Some ugly code to get the short ids

Option Explicit
Public Sub Input_And_Return()
    Dim ieApp As Object, ieDoc As Object
    Set ieApp = New InternetExplorer
    With ieApp
        .Visible = True
        .navigate "https://hdmaster.net/MP/MP_Public"
        While .Busy Or .readyState < 4: DoEvents: Wend

        With .document.forms(0)
            .SearchFor.Value = "Anderson, Kelly" & Chr$(10) & "Jones, Robert"
            .submit
            Dim r As Long, c As Long, tr As Object, td As Object, hTable As Object, aNodeList As Object
            Set hTable = .getElementsByClassName("newTable")(0)
            Set aNodeList = .getElementsByClassName("newTable")(0).querySelectorAll("[align=center][onclick*='javascript:rowClick']")

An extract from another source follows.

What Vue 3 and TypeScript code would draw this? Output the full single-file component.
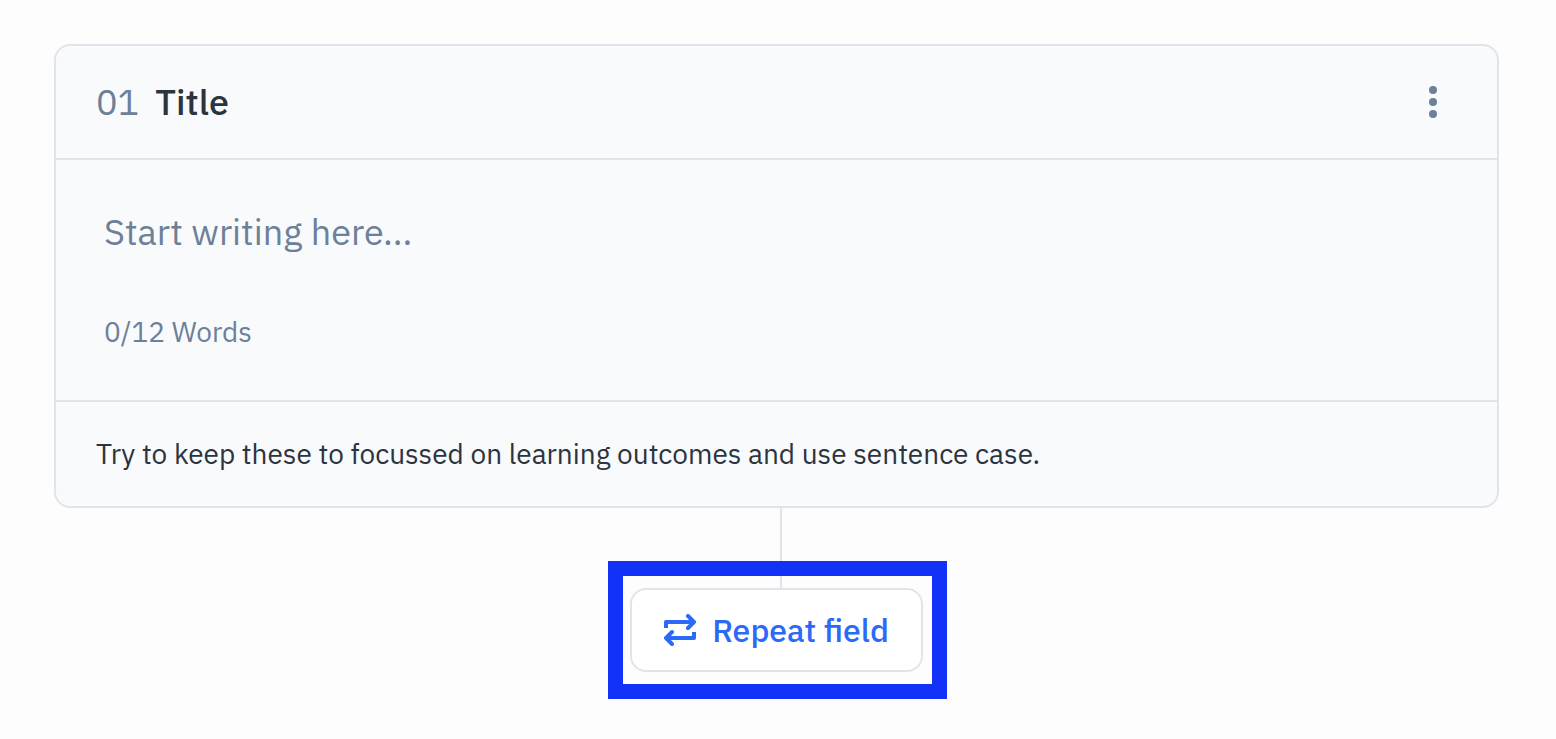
<script setup lang="ts">
import { computed, ref } from 'vue'

const maxWords = 12
const text = ref('')
const wordCount = computed(() => text.value.split(/\s+/).filter(Boolean).length)
</script>

<template>
  <main class="page">
    <section class="card">
      <header class="head">
        <span class="index">01</span>
        <h2 class="title"><label for="field">Title</label></h2>
        <button class="menu" type="button" aria-label="Field options">
          <svg width="8" height="32" viewBox="0 0 8 32" fill="currentColor" aria-hidden="true">
            <circle cx="4" cy="4" r="4" />
            <circle cx="4" cy="16" r="4" />
            <circle cx="4" cy="28" r="4" />
          </svg>
        </button>
      </header>
      <div class="body">
        <input id="field" v-model="text" class="field" type="text" placeholder="Start writing here..." />
        <p class="count">{{ wordCount }}/{{ maxWords }} Words</p>
      </div>
      <footer class="hint">Try to keep these to focussed on learning outcomes and use sentence case.</footer>
    </section>
    <div class="connector"></div>
    <div class="action">
      <button class="repeat" type="button">
        <svg width="32" height="32" viewBox="0 0 32 32" fill="none" stroke="currentColor" stroke-width="4" stroke-linejoin="round" aria-hidden="true">
          <path d="M2 14V8H29M30 18V24H3" />
          <path d="M24 2L30 8L24 14M8 18L2 24L8 30" stroke-linecap="round" />
        </svg>
        <span>Repeat field</span>
      </button>
      <div class="highlight"></div>
    </div>
  </main>
</template>

<style>
body {
  background: #fdfdfd;
}
</style>

<style scoped>
.page {
  display: flex;
  flex-direction: column;
  align-items: center;
  padding: 44px 57px 40px 54px;
  font-family: "IBM Plex Sans", Roboto, "Liberation Sans", sans-serif;
  color: #2b343f;
}
.card {
  box-sizing: border-box;
  width: 100%;
  border: 2px solid #e1e4ea;
  border-radius: 16px;
  background: #f9fafc;
}
.head {
  display: flex;
  align-items: center;
  padding: 32px 40px;
  border-bottom: 2px solid #e1e4ea;
  font-size: 36px;
  line-height: 48px;
}
.index {
  color: #6d8099;
}
.title {
  margin: 0 auto 0 16px;
  font-size: 36px;
  font-weight: 500;
}
.menu {
  display: flex;
  justify-content: center;
  width: 48px;
  padding: 8px 0;
  border: 0;
  background: none;
  color: #6d8099;
}
.body {
  padding: 48px;
}
.field {
  display: block;
  box-sizing: border-box;
  width: 100%;
  height: 48px;
  padding: 0;
  border: 0;
  outline: 0;
  background: none;
  font: inherit;
  font-size: 36px;
  line-height: 48px;
}
.field::placeholder {
  color: #6d8099;
  opacity: 1;
}
.count {
  margin: 56px 0 0;
  color: #6d8099;
  font-size: 28px;
  line-height: 40px;
}
.hint {
  padding: 32px 40px;
  border-top: 2px solid #e1e4ea;
  font-size: 28px;
  line-height: 40px;
}
.connector {
  width: 2px;
  height: 80px;
  margin-left: 8px;
  background: #e1e4ea;
}
.action {
  position: relative;
}
.repeat {
  display: flex;
  align-items: center;
  gap: 16px;
  padding: 20px 32px;
  border: 2px solid #e1e4ea;
  border-radius: 16px;
  background: #fff;
  color: #2b6af9;
  font: inherit;
  font-size: 32px;
  font-weight: 500;
  line-height: 40px;
}
.highlight {
  position: absolute;
  inset: -27px -24px -27px -22px;
  border: 15px solid #1431f8;
  pointer-events: none;
}
</style>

            Dim idDict As Object, i As Long, tempVal As Long
            Set idDict = CreateObject("Scripting.Dictionary")

            For i = 0 To aNodeList.Length - 1
                tempVal = Split(Split(aNodeList.Item(i).onclick, "id=")(1), Chr$(39))(0)
                If Not idDict.exists(tempVal) Then idDict.Add tempVal, vbNullString
            Next i

            With hTable
                For Each tr In .getElementsByTagName("tr")
                    r = r + 1: c = 1
                    For Each td In tr.getElementsByTagName("td")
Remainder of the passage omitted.